The Generals Surge Into Afghanistan

National security adviser H.R. McMaster, speaks during the news briefing at the White House, in Washington, Friday, August 25, 2017. (AP Photo/Carolyn Kaster)

You shouldn’t be surprised that Generals McMaster, Mattis, and Kelly convinced President Trump to send more American troops into Afghanistan. It’s what they know, after all, recalling the old gag: if you’ve got a hammer, you look for nails to hit. And it also, alas, reminds me of Alexander Haig’s concerns about our covert support for the Contras. He feared the operation was “too big to hide, too small to win.”



As Angelo Codevilla has rightly asked: How will we know when we have won? Are a few thousand more men and women sufficient for that task?

Notice that you can’t answer the questions by simply looking at the Afghan battlefield. It’s bigger than that.

The Taliban are vigorously supported by Iran, yet our Afghan strategy does not discuss it. I don’t believe it’s possible for us to dominate Afghan fighting without defeating the Iranians. We must put an end to Iranian training and arming of Taliban terrorists. This can’t be done without cutting off the Taliban killers from the Islamic Republic. Indeed, there is a better way. As I wrote a week ago:

Instead of little tactical expressions of our displeasure, we should do to the Persians what (Eli) Lake and (Steve) Bryen want to do to the NORKs: mount a direct challenge to the Tehran regime. Iran is at the center of the enemy alliance; if the regime came down, it would change the world.

But I can’t find any reference to the Persians in the president’s Afghan speech. Insofar as the president’s speech looks at the regional correlation of forces, it’s mostly about Pakistan, which is certainly worthy of serious consideration. But Pakistan has limited geographic and ideological passions. Their main concern is India. The Iranians have bigger appetites: they intend to dominate the whole region (and eventually, as they have often said, the whole world).


You can’t win in Afghanistan without coming to grips with Tehran, but we don’t do that. Mike Flynn wanted to — with a political campaign similar to the one that brought down the Soviet Empire — but his successor prefers to send Americans to fight terrorists on the ground, and neither he nor I nor anyone else I know wants to send troops into Iran.

So we do nothing and say nothing, except the tedious discussion of the nuclear deal, when the serious question isn’t about the deal but about Iran.

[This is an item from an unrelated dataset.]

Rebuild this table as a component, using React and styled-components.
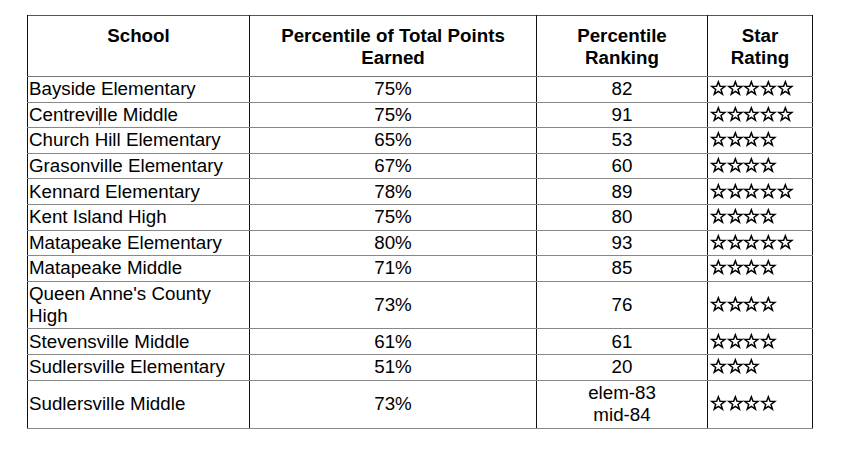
import React from "react";
import styled, { createGlobalStyle } from "styled-components";

const Global = createGlobalStyle`
  html, body { margin: 0; padding: 0; background: #fff; }
  body { font-family: "Liberation Sans", Arial, sans-serif; color: #000; }
`;

const Page = styled.div`
  padding: 15px 0 0 27px;
`;

const Table = styled.table`
  border-collapse: collapse;
  table-layout: fixed;
  width: 785px;
  font-size: 18.75px;
  line-height: 22px;
  border-top: 1px solid #555;
  border-bottom: 1.5px solid #333;
  border-left: 1.5px solid #111;
  border-right: 1.5px solid #111;
`;

const HeadCell = styled.th`
  font-weight: bold;
  text-align: center;
  vertical-align: top;
  padding: 9px 2px 7px;
  border-left: 1px solid #111;
  border-right: 1px solid #111;
  border-bottom: 1px solid #777;
`;

const Cell = styled.td`
  text-align: ${(p) => p.$align || "left"};
  vertical-align: middle;
  padding: 1.3px ${(p) => (p.$align === "center" ? "2px" : "0 1.3px 1px")};
  border-left: 1px solid #111;
  border-right: 1px solid #111;
  border-bottom: 1px solid #888;
`;

const Caret = styled.span`
  display: inline-block;
  width: 1px;
  height: 19px;
  margin-right: -1px;
  background: #6b7b95;
  vertical-align: -4px;
`;

const Stars = styled.div`
  display: flex;
  gap: 2px;
  align-items: center;
  margin-top: -2px;
  padding-left: 2px;
`;

const StarSvg = styled.svg`
  display: block;
  width: 14.7px;
  height: 14.2px;
  overflow: visible;
`;

function Star() {
  return (
    <StarSvg viewBox="0 0 30 29">
      <path
        d="M15 1.8 L18.5 11 L28.3 11 L20.4 17.2 L23.4 27 L15 21.2 L6.6 27 L9.6 17.2 L1.7 11 L11.5 11 Z"
        fill="#fff"
        stroke="#000"
        strokeWidth="3"
        strokeLinejoin="miter"
      />
    </StarSvg>
  );
}

const rows = [
  { name: "Bayside Elementary", pct: "75%", rank: "82", stars: 5 },
  { name: "Centreville Middle", pct: "75%", rank: "91", stars: 5, caret: true },
  { name: "Church Hill Elementary", pct: "65%", rank: "53", stars: 4 },
  { name: "Grasonville Elementary", pct: "67%", rank: "60", stars: 4 },
  { name: "Kennard Elementary", pct: "78%", rank: "89", stars: 5 },
  { name: "Kent Island High", pct: "75%", rank: "80", stars: 4 },
  { name: "Matapeake Elementary", pct: "80%", rank: "93", stars: 5 },
  { name: "Matapeake Middle", pct: "71%", rank: "85", stars: 4 },
  { name: "Queen Anne's County High", pct: "73%", rank: "76", stars: 4 },
  { name: "Stevensville Middle", pct: "61%", rank: "61", stars: 4 },
  { name: "Sudlersville Elementary", pct: "51%", rank: "20", stars: 3 },
  { name: "Sudlersville Middle", pct: "73%", rank: ["elem-83", "mid-84"], stars: 4, tall: true },
];

const Row = styled.tr`
  height: ${(p) => (p.$tall ? "48px" : "auto")};
`;

export default function App() {
  return (
    <>
      <Global />
      <Page>
        <Table>
          <colgroup>
            <col style={{ width: 222 }} />
            <col style={{ width: 287 }} />
            <col style={{ width: 171 }} />
            <col style={{ width: 105 }} />
          </colgroup>
          <thead>
            <tr>
              <HeadCell>School</HeadCell>
              <HeadCell>
                Percentile of Total Points
                <br />
                Earned
              </HeadCell>
              <HeadCell>
                Percentile
                <br />
                Ranking
              </HeadCell>
              <HeadCell>
                Star
                <br />
                Rating
              </HeadCell>
            </tr>
          </thead>
          <tbody>
            {rows.map((r) => (
              <Row key={r.name} $tall={r.tall}>
                <Cell>
                  {r.caret ? (
                    <>
                      Centrevi
                      <Caret />
                      lle Middle
                    </>
                  ) : (
                    r.name
                  )}
                </Cell>
                <Cell $align="center">{r.pct}</Cell>
                <Cell $align="center">
                  {Array.isArray(r.rank) ? (
                    <>
                      {r.rank[0]}
                      <br />
                      {r.rank[1]}
                    </>
                  ) : (
                    r.rank
                  )}
                </Cell>
                <Cell>
                  <Stars>
                    {Array.from({ length: r.stars }).map((_, i) => (
                      <Star key={i} />
                    ))}
                  </Stars>
                </Cell>
              </Row>
            ))}
          </tbody>
        </Table>
      </Page>
    </>
  );
}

Generals McMaster, Kelly, and Mattis know this. But like every U.S. administration since 1979, they are unwilling to design a strategy for regime change in Tehran.

Some knowledgeable people believe that our generals think that eventually the Iranians will do something so egregious that we will have to act, but I find myself wondering it this isn’t just an excuse for inaction. On other days, I wonder if that scenario would actually produce real action, anyway: Remember that Iranian plot to blow up a D.C. restaurant, thereby killing the hated Saudi ambassador, and incidentally many well-paid Americans? That was pretty egregious, and we caught them.


What did we do? We clicked our tongues. Yes, that was Obamatime, and Trump has already shown a willingness to act violently against enemies. But still, I wonder.

That by itself is worrisome, because I want Khamenei & Co. to be absolutely certain that Trump would violently and relentlessly bring them down if such a thing happened on his watch. Are they certain?

The Afghan “strategy” doesn’t give them cause for such certainty.